Thanks for the assist.

I am working a flanders red and modifying an existing recipe.

Recipe calls for 1 oz of oak cubes added to primary fermentation. I have oak chips. given that this will be sitting in the fermenter for vic. a year, I plan on cutting the quantity in half, so 1/2 oz of oak chips given different surface area of chips vs cubes. Does this sound right?

Thanks!!
 
I dont know man, I would go the way you are going. When In doubt, oak it less. Too little oak is a stylistic variation, too much is a flaw.
 
While you're generally right about the quantity of oak (use 1/2 the quantity of cubes if you're using chips) there are some issues there.
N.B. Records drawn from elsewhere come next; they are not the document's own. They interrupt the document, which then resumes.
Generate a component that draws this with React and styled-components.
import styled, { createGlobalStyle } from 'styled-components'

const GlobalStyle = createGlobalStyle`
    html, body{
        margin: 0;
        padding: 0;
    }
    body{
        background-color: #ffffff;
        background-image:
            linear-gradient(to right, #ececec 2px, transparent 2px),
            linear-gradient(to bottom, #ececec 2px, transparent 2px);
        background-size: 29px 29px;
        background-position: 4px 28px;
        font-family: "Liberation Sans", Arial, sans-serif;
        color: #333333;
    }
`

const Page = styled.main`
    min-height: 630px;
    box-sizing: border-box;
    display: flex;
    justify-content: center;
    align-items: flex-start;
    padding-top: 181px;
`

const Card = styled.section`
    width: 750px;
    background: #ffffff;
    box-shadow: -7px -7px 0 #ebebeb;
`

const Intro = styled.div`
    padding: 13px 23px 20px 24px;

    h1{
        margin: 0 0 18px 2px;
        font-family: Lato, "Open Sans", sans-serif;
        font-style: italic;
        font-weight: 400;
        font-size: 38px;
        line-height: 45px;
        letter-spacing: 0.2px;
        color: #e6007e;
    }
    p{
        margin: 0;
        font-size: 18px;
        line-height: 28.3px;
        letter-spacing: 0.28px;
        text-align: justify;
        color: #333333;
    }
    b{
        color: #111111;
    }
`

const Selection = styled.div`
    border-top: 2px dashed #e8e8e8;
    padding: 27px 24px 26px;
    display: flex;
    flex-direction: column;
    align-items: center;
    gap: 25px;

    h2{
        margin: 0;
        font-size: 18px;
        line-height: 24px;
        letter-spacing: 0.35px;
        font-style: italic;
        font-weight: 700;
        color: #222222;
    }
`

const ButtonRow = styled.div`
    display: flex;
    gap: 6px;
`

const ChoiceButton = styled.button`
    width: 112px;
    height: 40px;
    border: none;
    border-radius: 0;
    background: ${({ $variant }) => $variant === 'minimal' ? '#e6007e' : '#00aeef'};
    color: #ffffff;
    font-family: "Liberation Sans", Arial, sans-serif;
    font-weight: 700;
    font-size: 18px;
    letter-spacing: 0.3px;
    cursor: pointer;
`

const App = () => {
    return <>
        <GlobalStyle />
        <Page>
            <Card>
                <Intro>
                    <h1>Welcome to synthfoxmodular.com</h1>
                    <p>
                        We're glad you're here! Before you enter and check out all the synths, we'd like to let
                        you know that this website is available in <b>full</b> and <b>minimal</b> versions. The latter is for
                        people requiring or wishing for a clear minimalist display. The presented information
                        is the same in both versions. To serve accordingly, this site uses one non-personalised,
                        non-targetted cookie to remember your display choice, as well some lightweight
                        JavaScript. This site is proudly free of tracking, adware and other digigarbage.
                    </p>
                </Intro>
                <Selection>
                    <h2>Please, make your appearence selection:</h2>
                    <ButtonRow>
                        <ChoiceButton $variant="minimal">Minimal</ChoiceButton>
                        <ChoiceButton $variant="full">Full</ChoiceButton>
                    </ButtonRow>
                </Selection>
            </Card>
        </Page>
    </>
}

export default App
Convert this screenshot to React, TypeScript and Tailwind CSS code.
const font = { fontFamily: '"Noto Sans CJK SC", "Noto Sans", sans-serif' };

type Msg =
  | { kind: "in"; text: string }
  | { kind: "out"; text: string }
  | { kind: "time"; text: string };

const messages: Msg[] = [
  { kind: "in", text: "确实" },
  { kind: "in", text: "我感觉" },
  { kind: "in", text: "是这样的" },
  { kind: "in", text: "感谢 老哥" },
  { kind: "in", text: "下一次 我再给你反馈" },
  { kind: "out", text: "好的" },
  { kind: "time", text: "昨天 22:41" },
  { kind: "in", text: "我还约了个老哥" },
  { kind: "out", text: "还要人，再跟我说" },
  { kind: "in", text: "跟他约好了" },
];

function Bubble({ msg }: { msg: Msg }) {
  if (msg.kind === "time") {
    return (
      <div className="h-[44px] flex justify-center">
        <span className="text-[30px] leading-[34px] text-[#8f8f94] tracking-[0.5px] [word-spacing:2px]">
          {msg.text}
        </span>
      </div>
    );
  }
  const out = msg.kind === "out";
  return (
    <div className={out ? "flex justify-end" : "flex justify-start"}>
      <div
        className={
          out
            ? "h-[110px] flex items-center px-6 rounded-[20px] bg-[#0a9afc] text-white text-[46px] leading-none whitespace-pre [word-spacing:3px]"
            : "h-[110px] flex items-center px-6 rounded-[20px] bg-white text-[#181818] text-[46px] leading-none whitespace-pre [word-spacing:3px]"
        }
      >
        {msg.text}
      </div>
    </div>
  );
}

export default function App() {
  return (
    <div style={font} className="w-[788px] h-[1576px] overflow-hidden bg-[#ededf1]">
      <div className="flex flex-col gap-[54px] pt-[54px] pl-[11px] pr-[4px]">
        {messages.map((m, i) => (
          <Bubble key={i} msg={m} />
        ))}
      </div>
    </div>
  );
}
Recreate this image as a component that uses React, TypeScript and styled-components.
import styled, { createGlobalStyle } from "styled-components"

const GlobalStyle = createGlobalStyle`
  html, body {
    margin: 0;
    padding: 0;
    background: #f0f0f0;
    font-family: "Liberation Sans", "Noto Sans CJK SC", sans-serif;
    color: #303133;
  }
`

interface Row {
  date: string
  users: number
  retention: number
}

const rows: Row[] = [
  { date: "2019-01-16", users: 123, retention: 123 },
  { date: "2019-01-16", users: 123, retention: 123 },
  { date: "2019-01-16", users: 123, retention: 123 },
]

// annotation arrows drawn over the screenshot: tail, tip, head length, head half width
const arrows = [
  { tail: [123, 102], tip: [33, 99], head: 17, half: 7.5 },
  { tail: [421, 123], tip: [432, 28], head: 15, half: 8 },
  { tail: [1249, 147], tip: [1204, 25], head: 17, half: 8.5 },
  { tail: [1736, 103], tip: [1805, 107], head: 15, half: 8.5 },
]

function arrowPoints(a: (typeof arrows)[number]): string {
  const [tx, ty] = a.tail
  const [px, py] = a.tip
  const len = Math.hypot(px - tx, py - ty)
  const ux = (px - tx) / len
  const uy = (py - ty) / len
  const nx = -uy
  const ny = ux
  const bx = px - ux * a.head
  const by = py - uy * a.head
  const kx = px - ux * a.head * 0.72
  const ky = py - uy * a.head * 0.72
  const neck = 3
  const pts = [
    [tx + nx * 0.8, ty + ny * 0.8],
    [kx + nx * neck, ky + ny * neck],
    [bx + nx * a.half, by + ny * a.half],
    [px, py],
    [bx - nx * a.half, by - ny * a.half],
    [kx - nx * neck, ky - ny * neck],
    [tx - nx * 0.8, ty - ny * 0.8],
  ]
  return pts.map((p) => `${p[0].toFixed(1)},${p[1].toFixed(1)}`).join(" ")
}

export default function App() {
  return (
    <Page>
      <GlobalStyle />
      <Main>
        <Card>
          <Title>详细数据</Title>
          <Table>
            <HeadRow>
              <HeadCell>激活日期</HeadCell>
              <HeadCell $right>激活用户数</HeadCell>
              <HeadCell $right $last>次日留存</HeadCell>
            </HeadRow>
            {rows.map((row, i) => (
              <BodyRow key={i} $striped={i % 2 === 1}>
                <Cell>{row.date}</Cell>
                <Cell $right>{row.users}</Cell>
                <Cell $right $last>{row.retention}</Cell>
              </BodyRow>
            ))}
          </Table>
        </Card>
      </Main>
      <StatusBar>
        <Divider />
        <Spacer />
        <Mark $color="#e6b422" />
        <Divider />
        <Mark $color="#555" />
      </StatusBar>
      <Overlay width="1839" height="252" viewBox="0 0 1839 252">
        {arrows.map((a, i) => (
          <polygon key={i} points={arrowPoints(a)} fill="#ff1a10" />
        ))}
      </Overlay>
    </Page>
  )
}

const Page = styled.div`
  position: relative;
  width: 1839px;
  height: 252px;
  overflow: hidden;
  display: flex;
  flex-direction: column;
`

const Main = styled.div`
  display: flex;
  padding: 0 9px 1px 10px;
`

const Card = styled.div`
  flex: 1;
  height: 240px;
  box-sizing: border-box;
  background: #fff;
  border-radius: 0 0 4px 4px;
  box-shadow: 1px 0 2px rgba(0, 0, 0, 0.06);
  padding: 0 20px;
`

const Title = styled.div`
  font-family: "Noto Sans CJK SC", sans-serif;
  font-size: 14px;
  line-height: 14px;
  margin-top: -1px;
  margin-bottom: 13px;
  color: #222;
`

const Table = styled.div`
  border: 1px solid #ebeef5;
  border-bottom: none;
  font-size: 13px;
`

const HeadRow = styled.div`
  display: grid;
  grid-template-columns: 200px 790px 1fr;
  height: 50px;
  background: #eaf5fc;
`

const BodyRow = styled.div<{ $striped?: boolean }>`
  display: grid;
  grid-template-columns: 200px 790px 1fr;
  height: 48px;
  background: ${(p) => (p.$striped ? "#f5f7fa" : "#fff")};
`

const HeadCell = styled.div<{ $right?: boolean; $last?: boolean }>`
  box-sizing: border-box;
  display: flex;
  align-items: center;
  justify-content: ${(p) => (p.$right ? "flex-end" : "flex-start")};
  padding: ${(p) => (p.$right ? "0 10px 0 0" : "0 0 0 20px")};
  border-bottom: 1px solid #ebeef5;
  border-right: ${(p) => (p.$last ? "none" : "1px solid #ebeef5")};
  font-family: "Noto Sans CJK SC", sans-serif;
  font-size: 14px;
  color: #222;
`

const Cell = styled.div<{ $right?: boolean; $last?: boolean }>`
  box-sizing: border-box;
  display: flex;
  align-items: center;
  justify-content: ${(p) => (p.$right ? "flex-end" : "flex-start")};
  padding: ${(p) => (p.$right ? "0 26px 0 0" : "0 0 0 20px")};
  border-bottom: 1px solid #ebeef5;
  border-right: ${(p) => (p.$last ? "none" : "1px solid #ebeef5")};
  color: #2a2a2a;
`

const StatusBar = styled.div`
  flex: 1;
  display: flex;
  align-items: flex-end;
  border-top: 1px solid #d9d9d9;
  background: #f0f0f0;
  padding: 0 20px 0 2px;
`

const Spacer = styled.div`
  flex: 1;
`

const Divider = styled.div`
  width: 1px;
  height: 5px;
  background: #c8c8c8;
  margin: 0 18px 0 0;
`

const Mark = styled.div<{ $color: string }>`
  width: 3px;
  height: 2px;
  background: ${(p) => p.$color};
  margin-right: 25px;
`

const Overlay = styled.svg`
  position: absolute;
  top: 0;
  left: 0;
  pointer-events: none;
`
Usually people only use chips in the fermenter and only cubes in the keg. There are also big issues with leaving a beer on the chips that long, or cubes for that matter. The acidity of the beer can actually dissolve the wood. It takes a long time for oak flavor to come out of a beer but it can decrease over time, much like hop character.
 
Thanks, that makes sense. I figured the amount of time would decrease the amount of oak flavor, thus when it is sitting for a year or so it mellow out. The one ounce came from a Jamil recipe, so I figured it would be a good starting point. I had not heard about the cubes disolving previously, interesting.

Thanks!!
 
Use cubes use cubes use cubes. You get most of what you want out of chips in a week. Cubes take their time, they meld with the beer.

The chips are the guys that go right for the main event. The cubes are the guys that really please the ladies and do some foreplay first. Guess which one will make the beer happier?